La Cina, in particolare, ha scelto un approccio deciso: il suo Piano d’azione 2024-2027 prevede obiettivi nazionali diretti, senza attendere prove pilota su larga scala. Dal 2027, le centrali a carbone nuove o riconvertite dovranno dimezzare le emissioni rispetto ai livelli 2023, puntando su un mix di co-combustione con biomassa e ammoniaca verde, affiancato da tecnologie di cattura e utilizzo della CO2. La fattibilità resta da dimostrare, soprattutto perché l’enorme flotta di centrali a carbone richiederà retrofit complessi, ma se il modello funzionasse diventerebbe decisivo per il duplice obiettivo di picco emissivo al 2030 e neutralità climatica al 2060.

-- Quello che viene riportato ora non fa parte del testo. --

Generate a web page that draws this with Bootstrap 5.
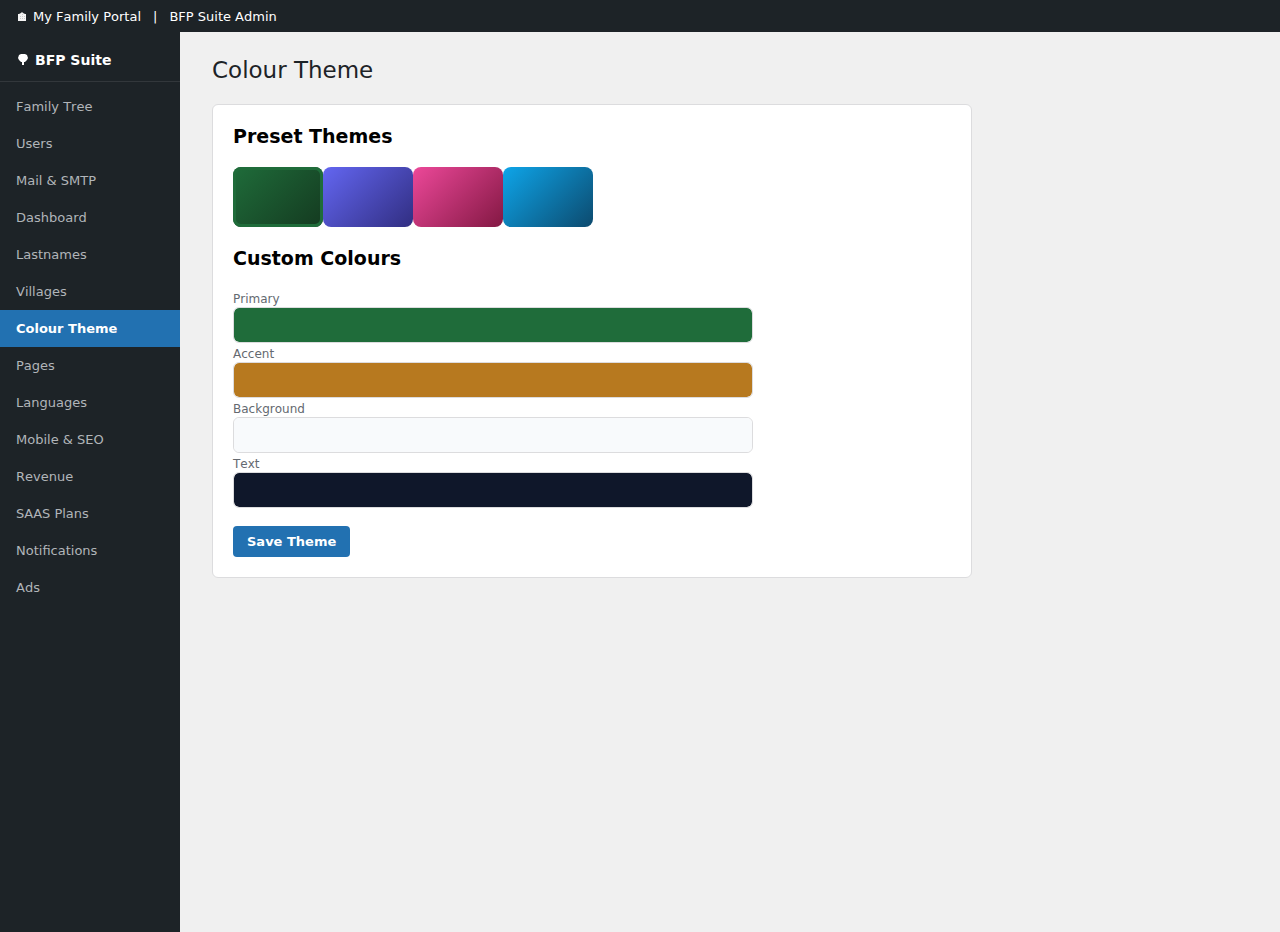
<!DOCTYPE html>
<html lang="en">
<head>
<meta charset="utf-8">
<meta name="viewport" content="width=device-width, initial-scale=1">
<title>Colour Theme</title>
<link href="https://cdn.jsdelivr.net/npm/bootstrap@5.3.0/dist/css/bootstrap.min.css" rel="stylesheet">
<style>
  body { font-family: "DejaVu Sans", sans-serif; font-size: 13px; line-height: 21px; font-kerning: none; color: #1d2327; background: #f0f0f0; }
  .topbar { height: 32px; background: #1d2327; color: #fff; gap: 12px; }
  .topbar a, .brand { color: #fff; text-decoration: none; }
  .site-link { gap: 4px; }
  .sidebar { width: 180px; background: #1d2327; }
  .brand { gap: 5px; height: 50px; padding: 8px 16px 0; font-size: 14px; font-weight: 700; border-bottom: 1px solid #32373b; }
  .menu { padding-top: 6px; }
  .menu .nav-link { padding: 8px 16px; color: #b1b5b9; transition: none; }
  .menu .nav-link:hover { color: #fff; }
  .menu .nav-link.active { background: #2271b1; color: #fff; font-weight: 700; }
  main { padding: 24px 32px; }
  h1 { font-size: 23px; line-height: 28px; font-weight: 400; margin: 0 0 20px; }
  h2 { font-size: 19px; line-height: 22px; font-weight: 700; color: #000; margin: 0 0 19px; }
  .panel { max-width: 760px; padding: 20px; border: 1px solid #dcdcde; border-radius: 6px; background: #fff; }
  .presets { margin: 20px 0; }
  .swatch { width: 90px; height: 60px; padding: 0; border: 0; border-radius: 8px; }
  .forest { background: linear-gradient(135deg, #1f6c3a, #143a20); box-shadow: inset 0 0 0 3px #1f6c3a; }
  .indigo { background: linear-gradient(135deg, #6366f1, #312e81); }
  .rose { background: linear-gradient(135deg, #ec4899, #831843); }
  .sky { background: linear-gradient(135deg, #0ea5e9, #0c4a6e); }
  .colours { max-width: 520px; margin-bottom: 18px; }
  .colours label { font-size: 12px; line-height: 16px; padding-top: 3px; color: #646970; }
  .colours input { height: 36px; padding: 0; border: 1px solid #dcdcde; border-radius: 6px; background: #fff; overflow: hidden; }
  .colours input::-webkit-color-swatch-wrapper { padding: 0; }
  .colours input::-webkit-color-swatch { border: 0; border-radius: 5px; }
  .save { padding: 5px 14px; border: 0; border-radius: 4px; background: #2271b1; color: #fff; font-size: 13px; line-height: 21px; font-weight: 700; }
</style>
</head>
<body class="d-flex flex-column min-vh-100">
<header class="topbar d-flex align-items-center px-3">
  <a class="site-link d-flex align-items-center" href="#">
    <svg width="13" height="14" viewBox="0 0 13 14" aria-hidden="true">
      <path fill="#f4f4f4" d="M2 5h1l2-1 1-1 1 1 2 1h1v7H2z"/>
      <path fill="#c8cacb" d="M4 7h1v1H4zM6 7h1v1H6zM8 7h1v1H8zM4 9h1v1H4zM6 9h1v1H6zM8 9h1v1H8zM6 5h1v1H6z"/>
    </svg>
    <span>My Family Portal</span>
  </a>
  <span>|</span>
  <a href="#">BFP Suite Admin</a>
</header>
<div class="d-flex flex-grow-1">
  <aside class="sidebar flex-shrink-0">
    <a class="brand d-flex align-items-center" href="#">
      <svg width="14" height="13" viewBox="0 0 14 13" aria-hidden="true">
        <path fill="#fff" d="M5 0h4l2 1 1 3-1 2-2 2H8v3H6V8H5L3 6 2 4l1-3z"/>
      </svg>
      <span>BFP Suite</span>
    </a>
    <nav class="menu nav flex-column" aria-label="Suite">
      <a class="nav-link" href="#">Family Tree</a>
      <a class="nav-link" href="#">Users</a>
      <a class="nav-link" href="#">Mail &amp; SMTP</a>
      <a class="nav-link" href="#">Dashboard</a>
      <a class="nav-link" href="#">Lastnames</a>
      <a class="nav-link" href="#">Villages</a>
      <a class="nav-link active" href="#" aria-current="page">Colour Theme</a>
      <a class="nav-link" href="#">Pages</a>
      <a class="nav-link" href="#">Languages</a>
      <a class="nav-link" href="#">Mobile &amp; SEO</a>
      <a class="nav-link" href="#">Revenue</a>
      <a class="nav-link" href="#">SAAS Plans</a>
      <a class="nav-link" href="#">Notifications</a>
      <a class="nav-link" href="#">Ads</a>
    </nav>
  </aside>
  <main class="flex-grow-1">
    <h1>Colour Theme</h1>
    <form class="panel">
      <h2>Preset Themes</h2>
      <div class="presets d-flex flex-wrap">
        <button type="button" class="swatch forest" aria-label="Green" aria-pressed="true"></button>
        <button type="button" class="swatch indigo" aria-label="Indigo"></button>
        <button type="button" class="swatch rose" aria-label="Pink"></button>
        <button type="button" class="swatch sky" aria-label="Blue"></button>
      </div>
      <h2>Custom Colours</h2>
      <div class="colours d-flex flex-column">
        <label for="primary">Primary</label>
        <input class="w-100" type="color" id="primary" value="#1f6c3a">
        <label for="accent">Accent</label>
        <input class="w-100" type="color" id="accent" value="#b7791f">
        <label for="background">Background</label>
        <input class="w-100" type="color" id="background" value="#f8fafc">
        <label for="text">Text</label>
        <input class="w-100" type="color" id="text" value="#0f172a">
      </div>
      <button type="submit" class="save">Save Theme</button>
    </form>
  </main>
</div>
<script src="https://cdn.jsdelivr.net/npm/bootstrap@5.3.0/dist/js/bootstrap.bundle.min.js"></script>
</body>
</html>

La Cina ha anche un vantaggio competitivo: abbondanti risorse rinnovabili in Mongolia Interna, dove già quest’anno Envision Energy ha avviato il più grande impianto di ammoniaca verde al mondo (0,32 Mtpa iniziali, espansione a 1,5 Mtpa entro il 2028). Se i progetti accelereranno, Pechino potrebbe trasformarsi in fornitore chiave di ammoniaca per l’Asia, con prospettive anche di export.
La Corea del Sud guarda invece al 2029, quando i vincitori della seconda asta nazionale per la generazione elettrica da idrogeno dovranno produrre 3 TWh all’anno, pari a circa 200mila tonnellate di idrogeno low carbon. La prima asta, nel 2024, aveva visto una partecipazione limitata, con un solo impianto (Kospo a Samcheok) ammesso ai criteri del ministero. Per aumentare l’appeal, l’edizione 2025 introduce nuove misure: prezzi legati al cambio per ridurre i rischi di cambio e la possibilità di “prendere in prestito” volumi di idrogeno dagli anni successivi, così da garantire maggiore flessibilità agli operatori.

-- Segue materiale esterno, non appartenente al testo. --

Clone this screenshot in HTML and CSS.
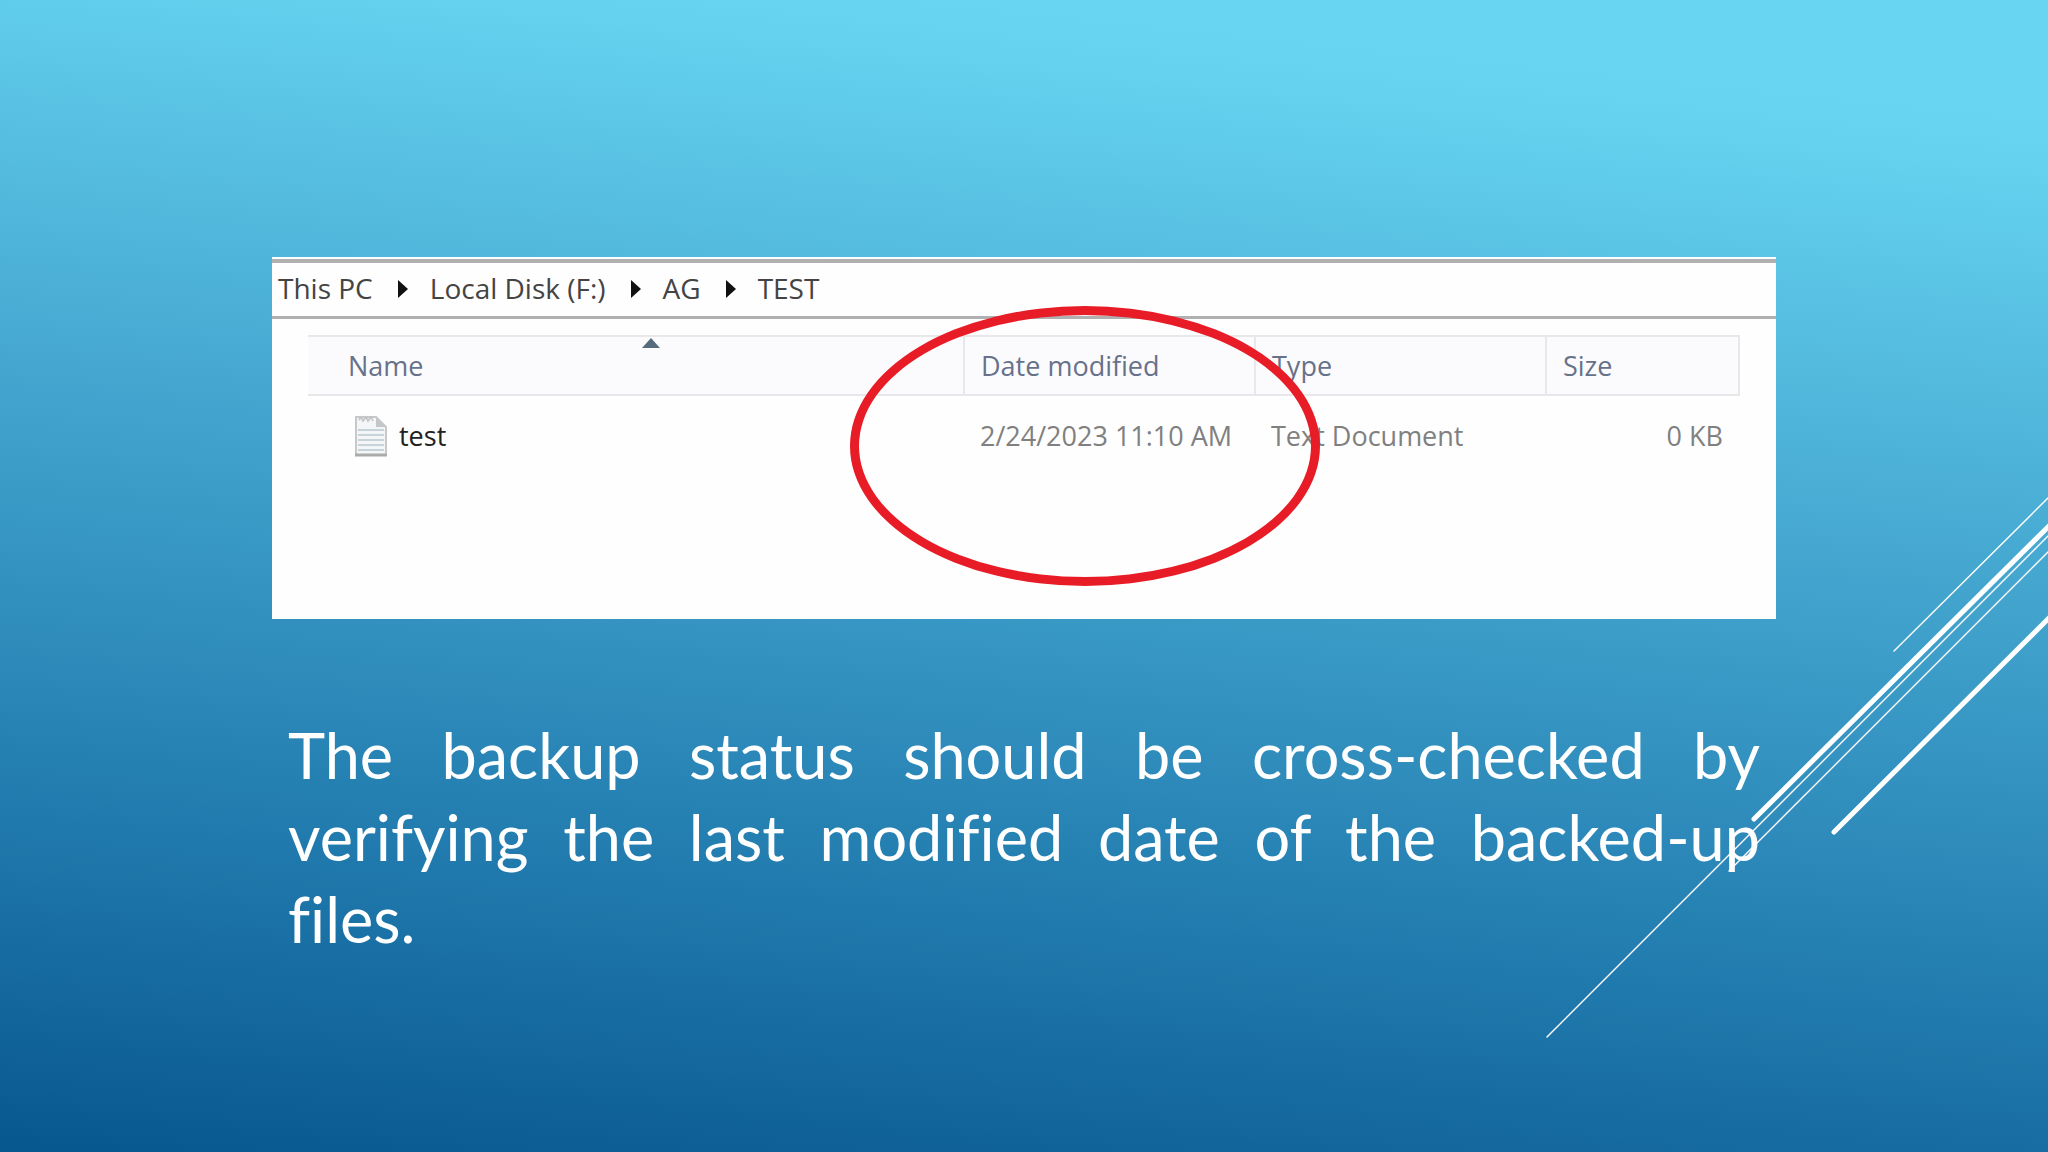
FILE: index.html
```html
<!DOCTYPE html>
<html lang="en">
  <head>
    <meta charset="UTF-8" />
    <meta name="viewport" content="width=device-width, initial-scale=1.0" />
    <title>Backup status</title>
    <link rel="stylesheet" href="styles.css">
  </head>
  <body>
    <main class="slide">
      <!-- Decorative diagonal lines -->
      <svg class="slide-lines" viewBox="0 0 2048 1152" preserveAspectRatio="xMaxYMid slice" aria-hidden="true">
        <g stroke="#fff" stroke-linecap="round">
          <path d="M1894 651 2050 496" stroke-width="1.4" />
          <path d="M1754 819 2052 523" stroke-width="5" />
          <path d="M1547 1037 2050 534" stroke-width="1.4" />
          <path d="M1729 871 2050 550" stroke-width="1.4" />
          <path d="M1834 832 2052 615" stroke-width="5" />
        </g>
      </svg>

      <div class="content">
        <section class="explorer">
          <nav class="breadcrumb" aria-label="Path">
            <a href="#">This PC</a>
            <span class="arrow"></span>
            <a href="#">Local Disk (F:)</a>
            <span class="arrow"></span>
            <a href="#">AG</a>
            <span class="arrow"></span>
            <a href="#">TEST</a>
          </nav>

          <table class="files">
            <thead>
              <tr>
                <th class="col-name">Name<span class="sort-arrow"></span></th>
                <th class="col-date">Date modified</th>
                <th class="col-type">Type</th>
                <th class="col-size">Size</th>
              </tr>
            </thead>
            <tbody>
              <tr>
                <td>
                  <div class="file-name">
                    <svg class="file-icon" width="32" height="42" viewBox="0 0 32 42" aria-hidden="true">
                      <path d="M1 2h20l10 10v28H1z" fill="#f3f5f6" stroke="#c6c8ca" stroke-width="2" />
                      <path d="M21 2v10h10z" fill="#c4c7c9" />
                      <path d="M4 5l2-3 2 4 3-4 2 4 3-4 2 4" fill="none" stroke="#c0c2c4" stroke-width="1.5" />
                      <path d="M3 15h26M3 20h26M3 25h26M3 30h26M3 35h26" stroke="#c6d3d8" stroke-width="2" />
                      <path d="M0 40h32" stroke="#aaa" stroke-width="3" />
                    </svg>
                    test
                  </div>
                </td>
                <td>2/24/2023 11:10 AM</td>
                <td>Text Document</td>
                <td class="size">0 KB</td>
              </tr>
            </tbody>
          </table>

          <div class="highlight"></div>
        </section>

        <p class="caption">The backup status should be cross-checked by verifying the last modified date of the backed-up files.</p>
      </div>
    </main>
  </body>
</html>
```
FILE: styles.css
```css
* {
  box-sizing: border-box;
}
body {
  margin: 0;
  font-family: "Open Sans", "Noto Sans", sans-serif;
}
.slide {
  position: relative;
  min-height: 100vh;
  overflow: hidden;
  background: linear-gradient(186deg, #68d6f3 0%, #67d5f2 10%, #47aad2 40%, #2681b3 70%, #07578f 100%);
}
.slide-lines {
  position: absolute;
  inset: 0;
  width: 100%;
  height: 100%;
}
.content {
  position: relative;
  width: 1504px;
  max-width: 90%;
  margin: 0 auto;
  padding-top: 257px;
}

/* Explorer window */
.explorer {
  position: relative;
  min-height: 362px;
  padding-top: 2px;
  background: #fefefe;
}
.breadcrumb {
  display: flex;
  align-items: center;
  height: 60px;
  padding: 0 6px 4px;
  border-top: 4px solid #b0b0b0;
  border-bottom: 3px solid #b0b0b0;
  font-size: 28px;
}
.breadcrumb a {
  color: #444;
  text-decoration: none;
}
.arrow {
  margin: 2px 22px 0 25px;
  border-left: 10px solid #111;
  border-top: 9px solid transparent;
  border-bottom: 9px solid transparent;
}

.files {
  width: calc(100% - 72px);
  margin: 16px 36px 0;
  border-collapse: collapse;
  table-layout: fixed;
  font-size: 27px;
  color: #808080;
}
.files th {
  position: relative;
  height: 59px;
  padding: 0 16px;
  border: 2px solid #e8e8ea;
  background: #fbfbfd;
  color: #68718a;
  font-weight: normal;
  text-align: left;
}
.files td {
  height: 80px;
  padding: 0 16px;
}
.files .col-name {
  width: 656px;
  padding-left: 40px;
  border-left: none;
}
.files .col-date,
.files .col-type {
  width: 291px;
}
.sort-arrow {
  position: absolute;
  top: 1px;
  left: 51%;
  border-bottom: 10px solid #566b7c;
  border-left: 9px solid transparent;
  border-right: 9px solid transparent;
}
.file-name {
  display: flex;
  align-items: center;
  gap: 12px;
  padding-left: 31px;
  color: #222;
}
.files .size {
  text-align: right;
}

/* Red ellipse around the date */
.highlight {
  position: absolute;
  top: 49px;
  left: 578px;
  width: 470px;
  height: 280px;
  border: 9px solid #e81c26;
  border-radius: 50%;
}

.caption {
  margin: 95px 0 0;
  padding: 0 16px;
  color: #fff;
  font-family: Lato, sans-serif;
  font-size: 63px;
  font-variant-ligatures: none;
  line-height: 82px;
  text-align: justify;
}
```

Il Giappone, pioniere del co-firing con ammoniaca, ha già chiuso contratti strategici e attratto investimenti stranieri. Prevede di importare ammoniaca blu dagli Stati Uniti e verde da Cina e India, per compensare le carenze interne e consolidare un approvvigionamento stabile. Nel 2026 annuncerà inoltre i vincitori del programma “contract for difference”, pensato per sostenere economicamente i progetti e accompagnare il Paese verso i target climatici.